Through the performance evaluation of the design process of the power battery management system, it is found that the failure probability of the top event is 0.11981, and the simulation results are superior to the static fault tree, which verifies that the design of the battery management system meets the safety requirements and proves the feasibility of the method. The main contribution of this paper is to propose a reliability analysis method based on a SysML block definition diagram and an activity diagram. This method cuts the cost and time of safety analysis by automating model analysis, which lowers labor and tool costs and reduces errors during system development. Since the fault transmission information is derived from the system model, the consistency between different security analysis components is enhanced. Compared with traditional methods, the safety analysis results based on a dynamic fault tree can be updated with the changes in system design and can provide a more comprehensive and accurate safety analysis.

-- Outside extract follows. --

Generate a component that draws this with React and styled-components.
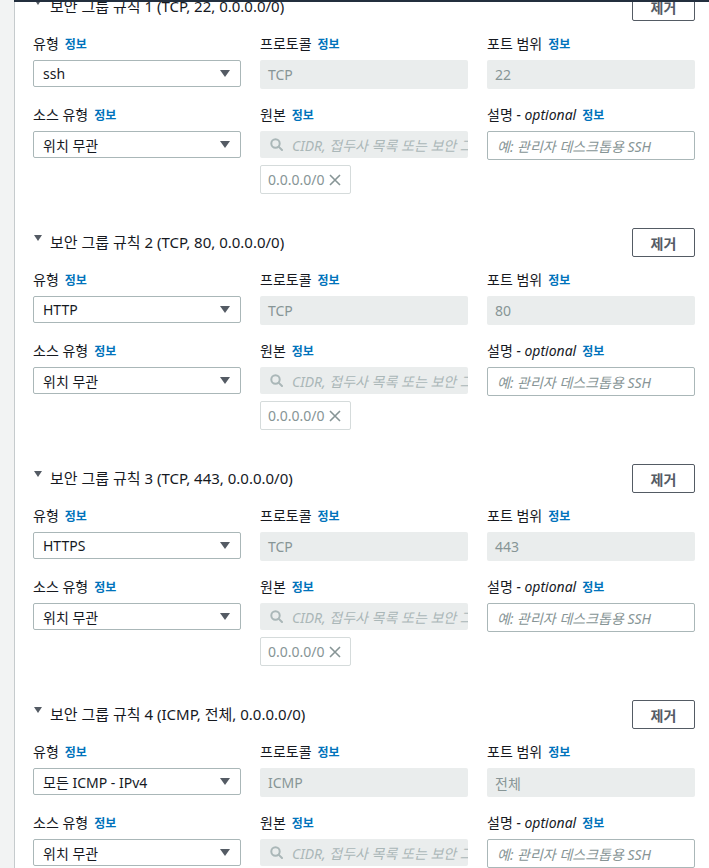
import React from 'react'
import styled, { createGlobalStyle } from 'styled-components'

const GlobalStyle = createGlobalStyle`
  html, body {
    margin: 0;
    padding: 0;
    background: #ffffff;
    overflow: hidden;
  }
  body {
    font-family: "Noto Sans", "Noto Sans CJK KR", sans-serif;
    font-size: 14px;
    color: #16191f;
  }
`

const rules = [
  { n: 1, summary: 'TCP, 22, 0.0.0.0/0', type: 'ssh', protocol: 'TCP', port: '22' },
  { n: 2, summary: 'TCP, 80, 0.0.0.0/0', type: 'HTTP', protocol: 'TCP', port: '80' },
  { n: 3, summary: 'TCP, 443, 0.0.0.0/0', type: 'HTTPS', protocol: 'TCP', port: '443' },
  { n: 4, summary: 'ICMP, 전체, 0.0.0.0/0', type: '모든 ICMP - IPv4', protocol: 'ICMP', port: '전체' },
]

const Caret = () => (
  <Icon width="10" height="7" viewBox="0 0 10 7">
    <path d="M0 0 H10 L5 7 Z" fill="#545b64" />
  </Icon>
)

const SearchIcon = () => (
  <Icon width="13" height="13" viewBox="0 0 13 13" fill="none" stroke="#aab7b8" strokeWidth="2">
    <circle cx="5.5" cy="5.5" r="4.2" />
    <path d="M8.6 8.6 L12 12" strokeLinecap="round" />
  </Icon>
)

const CloseIcon = () => (
  <Icon width="12" height="12" viewBox="0 0 12 12" stroke="#879596" strokeWidth="1.6">
    <path d="M1 1 L11 11 M11 1 L1 11" />
  </Icon>
)

const FieldLabel = ({ children, optional }) => (
  <Label>
    {children}
    {optional && <Optional>&nbsp;- optional</Optional>}
    <InfoLink>정보</InfoLink>
  </Label>
)

const Rule = ({ rule }) => (
  <RuleBlock>
    <RuleHeader>
      <RuleTitle>
        <Toggle />
        보안 그룹 규칙 {rule.n} ({rule.summary})
      </RuleTitle>
      <RemoveButton>제거</RemoveButton>
    </RuleHeader>

    <FieldGrid>
      <Field>
        <FieldLabel>유형</FieldLabel>
        <Select>
          <span>{rule.type}</span>
          <Caret />
        </Select>
      </Field>
      <Field>
        <FieldLabel>프로토콜</FieldLabel>
        <ReadOnly>{rule.protocol}</ReadOnly>
      </Field>
      <Field>
        <FieldLabel>포트 범위</FieldLabel>
        <ReadOnly>{rule.port}</ReadOnly>
      </Field>

      <Field>
        <FieldLabel>소스 유형</FieldLabel>
        <Select>
          <span>위치 무관</span>
          <Caret />
        </Select>
      </Field>
      <Field>
        <FieldLabel>원본</FieldLabel>
        <SearchBox>
          <SearchIcon />
          <Placeholder>CIDR, 접두사 목록 또는 보안 그룹</Placeholder>
        </SearchBox>
        <Token>
          0.0.0.0/0
          <CloseIcon />
        </Token>
      </Field>
      <Field>
        <FieldLabel optional>설명</FieldLabel>
        <TextInput>
          <Placeholder>예: 관리자 데스크톱용 SSH</Placeholder>
        </TextInput>
      </Field>
    </FieldGrid>
  </RuleBlock>
)

const App = () => (
  <>
    <GlobalStyle />
    <TopEdge />
    <Page>
      <Sidebar />
      <Main>
        <RuleList>
          {rules.map(rule => <Rule key={rule.n} rule={rule} />)}
        </RuleList>
      </Main>
    </Page>
  </>
)

export default App

const Icon = styled.svg`
  flex-shrink: 0;
  display: block;
`

const TopEdge = styled.div`
  position: fixed;
  top: 0;
  left: 14px;
  right: 0;
  height: 2px;
  background: #232f3e;
  z-index: 10;
`

const Page = styled.div`
  display: flex;
  min-height: 100vh;
`

const Sidebar = styled.div`
  width: 14px;
  flex-shrink: 0;
  background: #f2f3f3;
  border-right: 1px solid #c6cbcd;
`

const Main = styled.div`
  flex: 1;
  min-width: 0;
  padding: 0 14px 0 18px;
`

const RuleList = styled.div`
  margin-top: -8px;
`

const RuleBlock = styled.section`
  padding-bottom: 34px;
`

const RuleHeader = styled.div`
  display: flex;
  align-items: center;
  justify-content: space-between;
  height: 29px;
`

const RuleTitle = styled.div`
  display: flex;
  align-items: center;
  font-size: 15px;
  line-height: 20px;
  color: #16191f;
  margin-top: -2px;
  white-space: nowrap;
`

const Toggle = styled.span`
  width: 0;
  height: 0;
  border-left: 4.5px solid transparent;
  border-right: 4.5px solid transparent;
  border-top: 6px solid #545b64;
  margin: 0 8px 0 1px;
  transform: translateY(-4px);
`

const RemoveButton = styled.button`
  width: 63px;
  height: 29px;
  border: 1px solid #545b64;
  border-radius: 2px;
  background: #ffffff;
  color: #545b64;
  font-family: inherit;
  font-size: 14px;
  font-weight: 700;
  padding: 0;
  cursor: pointer;
`

const FieldGrid = styled.div`
  display: grid;
  grid-template-columns: repeat(3, minmax(0, 1fr));
  column-gap: 19px;
  row-gap: 16px;
  margin-top: 13px;
  align-items: start;
`

const Field = styled.div`
  display: flex;
  flex-direction: column;
  align-items: stretch;
  min-width: 0;
`

const Label = styled.div`
  height: 20px;
  line-height: 20px;
  font-size: 14px;
  color: #16191f;
  margin-bottom: 6px;
  white-space: nowrap;
`

const Optional = styled.i`
  font-style: italic;
`

const InfoLink = styled.a`
  margin-left: 6px;
  font-size: 12px;
  font-weight: 700;
  color: #0073bb;
`

const Select = styled.div`
  display: flex;
  align-items: center;
  justify-content: space-between;
  height: 27px;
  box-sizing: border-box;
  border: 1px solid #aab7b8;
  border-radius: 2px;
  padding: 0 10px 0 9px;
  color: #16191f;
`

const ReadOnly = styled.div`
  display: flex;
  align-items: center;
  height: 29px;
  box-sizing: border-box;
  border-radius: 2px;
  background: #eaeded;
  padding-left: 8px;
  color: #879596;
`

const SearchBox = styled.div`
  display: flex;
  align-items: center;
  gap: 9px;
  height: 27px;
  box-sizing: border-box;
  border-radius: 2px;
  background: #eaeded;
  padding-left: 10px;
  overflow: hidden;
  white-space: nowrap;
`

const Placeholder = styled.span`
  font-style: italic;
  color: #aab7b8;
  white-space: nowrap;
`

const Token = styled.div`
  display: flex;
  align-items: center;
  justify-content: space-between;
  width: 91px;
  height: 29px;
  box-sizing: border-box;
  margin-top: 7px;
  border: 1px solid #d5dbdb;
  border-radius: 2px;
  padding: 0 9px 0 7px;
  color: #879596;
`

const TextInput = styled.div`
  display: flex;
  align-items: center;
  height: 29px;
  box-sizing: border-box;
  border: 1px solid #aab7b8;
  border-radius: 2px;
  padding-left: 9px;

  ${Placeholder} {
    color: #879596;
  }
`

Although the method proposed in this paper has achieved remarkable results in the reliability analysis of embedded systems, there are still challenges and future research directions. In the case study in this paper, only spare parts and functionally dependent gates in the dynamic fault tree were considered. Priority and sequentially dependent gates were not converted. Second, security analysis results are also affected by the creation of dynamic fault trees, which require people with a deep understanding of the system. Furthermore, the quantitative analysis in the SysML modeling tool only reduced logic gates, and during conversion, only the determined values of basic event failure probability were considered. No triangular fuzzy operator was used to solve the failure rate. There is still room for improvement in these areas.